For Whom the Bell Tolls
by Ernest Hemingway
For Whom the Bell Tolls Chapter 24 Summary
- Chow time. Robert Jordan and Agustín are eating hearty meat and cheese sandwiches, and drinking wine.
- Robert Jordan has cut some onions, and they have a thoughtful conversation about onions, about the dangers of onion breath, and whether or not it is proper to eat onions for breakfast. Agustín does not think it is.
- Agustín somehow moves from onions to talking about Kashkin. There's a great difference between Robert Jordan and Kashkin, he thinks.
- Yes, says Robert Jordan. Kashkin's dead.
- No, seriously. The difference, Robert Jordan says, is that Kashkin suffered greatly, whereas he doesn't suffer so much.
- Neither does Agustín. Agustín only really suffers "for others."
- This leads Agustín to talk about Robert Jordan and "the Maria." It's strange, he notes, that, whereas Pilar had zealously guarded the Maria from all of the men before Robert Jordan, she has now simply given her to him.
- Robert Jordan says that Pilar put her in his care.
- Which basically means, says Agustín , to "joder [have sex] with her all night." Robert Jordan says yes that's what it means.
- Agustín wants to know what will happen after they blow the bridge. Robert Jordan says he will bring Maria with him (So that's changed).
- Agustín feels Robert Jordan should know that he, Agustín, has also cared greatly for Maria. He also says that Robert Jordan better understand that, appearances aside, Maria is no loose woman.
- Robert Jordan understands, and says he intends to marry Maria.
- That pleases Agustín, because he says in Spain, a woman doesn't give herself lightly. People kill each other over that sort of thing. So it's good that Robert Jordan's going to marry Maria.

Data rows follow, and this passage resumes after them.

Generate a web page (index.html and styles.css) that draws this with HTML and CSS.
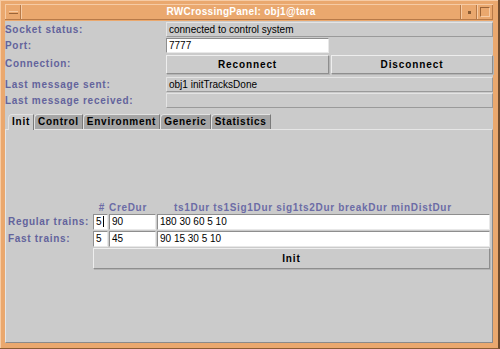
FILE: index.html
```html
<!DOCTYPE html>
<html lang="en">
<head>
  <meta charset="UTF-8">
  <title>RWCrossingPanel: obj1@tara</title>
  <link rel="stylesheet" href="styles.css">
</head>
<body>

<div class="window">
  <div class="titlebar">
    <div class="tb-btn"><span class="dash"></span></div>
    <div class="title">RWCrossingPanel: obj1@tara</div>
    <div class="tb-btn"><span class="dot"></span></div>
    <div class="tb-btn"><span class="square"></span></div>
  </div>

  <div class="content">
    <div class="status">
      <div class="label">Socket status:</div>
      <div class="field wide">connected to control system</div>

      <div class="label">Port:</div>
      <div class="input">7777</div>
      <div class="blank"></div>

      <div class="label">Connection:</div>
      <button class="btn">Reconnect</button>
      <button class="btn">Disconnect</button>

      <div class="label">Last message sent:</div>
      <div class="field wide">obj1 initTracksDone</div>

      <div class="label">Last message received:</div>
      <div class="field wide"></div>
    </div>

    <div class="tabs">
      <div class="tab active">Init</div>
      <div class="tab">Control</div>
      <div class="tab">Environment</div>
      <div class="tab">Generic</div>
      <div class="tab">Statistics</div>
    </div>

    <div class="tab-panel">
      <div class="init-table">
        <div></div>
        <div class="head num">#</div>
        <div class="head">CreDur</div>
        <div class="head durs">ts1Dur ts1Sig1Dur sig1ts2Dur breakDur minDistDur</div>

        <div class="label row-label">Regular trains:</div>
        <div class="input cell"><span class="caret">5</span></div>
        <div class="input cell">90</div>
        <div class="input cell">180 30 60 5 10</div>

        <div class="label row-label">Fast trains:</div>
        <div class="input cell">5</div>
        <div class="input cell">45</div>
        <div class="input cell">90 15 30 5 10</div>

        <div></div>
        <button class="btn init-btn">Init</button>
      </div>
    </div>
  </div>
</div>

</body>
</html>
```

FILE: styles.css
```css
* { margin: 0; padding: 0; box-sizing: border-box; }
body {
  width: 500px;
  height: 349px;
  overflow: hidden;
  background: #cbcbcb;
  font-family: 'Liberation Sans', Arial, sans-serif;
  font-size: 10px;
  color: #000;
}
.window {
  width: 500px;
  height: 349px;
  background: #eaa86e;
  padding: 4px 5px 5px 5px;
  border-right: 2px solid #6e4a2c;
  border-bottom: 1px solid #8a5c34;
  box-shadow: inset 1px 1px 0 #f6cba4;
  display: flex;
  flex-direction: column;
}
.titlebar {
  height: 16px;
  display: flex;
  border-top: 1px solid #f6cba4;
  border-bottom: 1px solid #b87a48;
}
.tb-btn {
  width: 16px;
  display: flex;
  align-items: center;
  justify-content: center;
  border-left: 1px solid #f6cba4;
  border-right: 1px solid #b87a48;
}
.dash {
  width: 9px;
  height: 3px;
  border-top: 1px solid #f6cba4;
  border-bottom: 1px solid #9a6438;
  background: #eaa86e;
}
.dot {
  width: 3px;
  height: 3px;
  background: #8a5c34;
}
.square {
  width: 10px;
  height: 10px;
  border: 1px solid #9a6438;
  border-right-color: #f6cba4;
  border-bottom-color: #f6cba4;
}
.title {
  flex: 1;
  text-align: center;
  color: #fff;
  font-weight: bold;
  font-size: 10px;
  line-height: 14px;
  letter-spacing: 0.3px;
  border-left: 1px solid #f6cba4;
  border-right: 1px solid #b87a48;
}
.content {
  flex: 1;
  margin-top: 1px;
  background: #cbcbcb;
  display: flex;
  flex-direction: column;
}
.status {
  display: grid;
  grid-template-columns: 159px 163px 162px;
  grid-template-rows: 16px 17px 22px 16px 15px;
  column-gap: 2px;
  padding-top: 1px;
}
.status > * {
  height: 15px;
}
.label {
  color: #63639c;
  font-weight: bold;
  letter-spacing: 0.7px;
  line-height: 15px;
  white-space: nowrap;
}
.field {
  border: 1px solid #e4e4e4;
  border-right-color: #9a9a9a;
  border-bottom-color: #9a9a9a;
  padding-left: 2px;
  line-height: 13px;
}
.wide { grid-column: span 2; }
.input {
  background: #fff;
  border: 1px solid #8e8e8e;
  border-right-color: #e8e8e8;
  border-bottom-color: #e8e8e8;
  padding-left: 2px;
  line-height: 13px;
  white-space: nowrap;
  overflow: hidden;
}
.btn {
  font-family: inherit;
  font-size: 10px;
  font-weight: bold;
  letter-spacing: 0.9px;
  color: #000;
  background: #cbcbcb;
  border: 1px solid #eeeeee;
  border-right-color: #8e8e8e;
  border-bottom-color: #8e8e8e;
  box-shadow: 1px 1px 0 #b4b4b4;
}
.status > .btn {
  height: 19px;
}
.status > .label:nth-child(6) {
  line-height: 17px;
}
.tabs {
  display: flex;
  align-items: flex-end;
  padding-left: 3px;
  margin-top: 5px;
  height: 16px;
}
.tab {
  height: 15px;
  padding: 0 3px;
  background: #a6a6a6;
  border: 1px solid #e2e2e2;
  border-right-color: #7a7a7a;
  border-bottom: none;
  border-top-left-radius: 4px 5px;
  font-weight: bold;
  letter-spacing: 0.75px;
  line-height: 14px;
}
.tab.active {
  height: 16px;
  background: #cbcbcb;
  margin-bottom: -1px;
  position: relative;
  z-index: 1;
}
.tab-panel {
  flex: 1;
  border: 1px solid #e6e6e6;
  border-right-color: #8a8a8a;
  border-bottom-color: #8a8a8a;
  display: flex;
  align-items: center;
  padding: 0 2px;
}
.init-table {
  width: 100%;
  display: grid;
  grid-template-columns: 84px 15px 47px 1fr;
  grid-template-rows: 11px 16px 16px 21px;
  column-gap: 1px;
  row-gap: 1px;
  margin-top: -2px;
}
.head {
  color: #6c6ca6;
  font-weight: bold;
  letter-spacing: 0.68px;
  line-height: 11px;
  white-space: nowrap;
}
.head.num {
  text-align: right;
  padding-right: 3px;
}
.head.durs {
  padding-left: 17px;
}
.row-label {
  line-height: 16px;
}
.cell {
  line-height: 14px;
}
.caret {
  border-right: 1px solid #000;
  padding-right: 1px;
}
.init-btn {
  grid-column: 2 / span 3;
}
```
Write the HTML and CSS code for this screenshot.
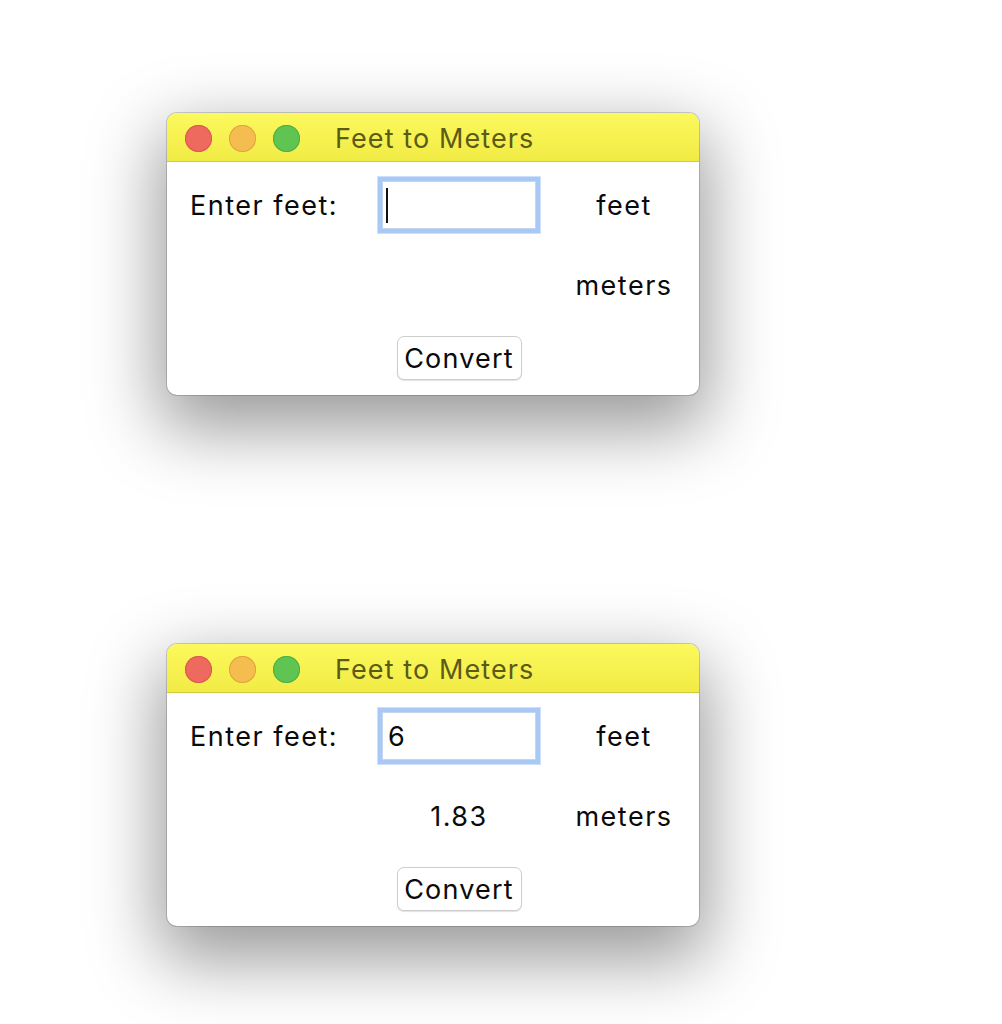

- Robert Jordan says they have only moved so quickly because of their lack of time. They must live all their lives in a matter of hours (as he realized in his stunning metaphysical reflections on the nature of time the day before).
- Moved, Agustín offers to help in any way he can. He offers Robert Jordan his unconditional obedience, and promises that if the situation the next day calls for him to die, he will do so gladly.
- He's sure that any of the other band members would do the same – they're all capital fellows. Except Pablo and Rafael, who are respectively treacherous and worthless. Sordo's band is better still.
- Just as he's starting to feel chipper, Robert Jordan hears the sound of automatic rifle fire in the distance. Looking at Primitivo, he sees him pointing up the mountain, to the "high country." There's fighting at Sordo's.
- Agustín wants to go aid them, but Robert Jordan refuses. They must stay put.